Think 'ultraportable laptop' and what springs to mind? Probably something thin and light, with a compact layout and equally tiny screen. That's certainly the trend - but not the rule.

The LG Gram 17 does things a little differently. Here's a machine that weighs about as much as a MacBook Air, but comes with a giant 17in display. So while it takes up a bit more room inside your bag, you won't need to squint when it's time to actually get some work done.

It's a pretty unique approach - but maybe there's a reason so few other laptop makers have tried it. Time to find out if the Gram is more than a one trick pony.


Go shopping for a 17in laptop and you'll find most of them want to replace your desktop PC, or are trying to be a go-anywhere games machine. Not the Gram 17: it weighs little over 1.3kg and is barely 2cm at its thickest point.

LG reckons it's physically on par with most 15.6in laptops, which might have been true a year or two ago, but now rivals have slimmed out their screen bezels, it still feels like a sizeable machine - however easy it may be to carry around.

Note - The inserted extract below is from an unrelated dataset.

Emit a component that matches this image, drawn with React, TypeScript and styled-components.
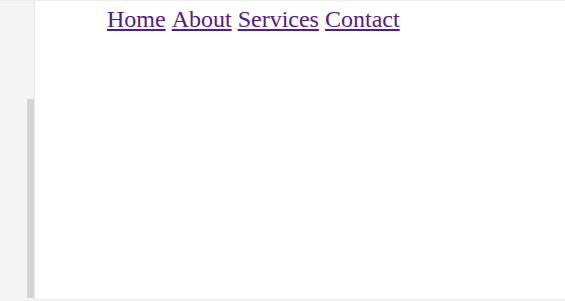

The whole thing is made from a lightweight metal alloy, but it doesn't feel as premium as the MacBook Air or a Dell XPS. It's rarely cool to the touch, and could be mistaken for plastic. Hardly a plus point in a £1300 machine. At least the styling is on point, with minimal branding - the only LG logo sits beneath the display, with "gram" embossed into the lid.

LG hasn't been stingy on connectivity, finding room for three USB3 ports and a single USB-C, full-size HDMI, a 3.5mm audio out and a microSD card reader. That last inclusion feels like a misstep in a laptop this big, as you'd think there's surely enough room for a full-size SD card reader.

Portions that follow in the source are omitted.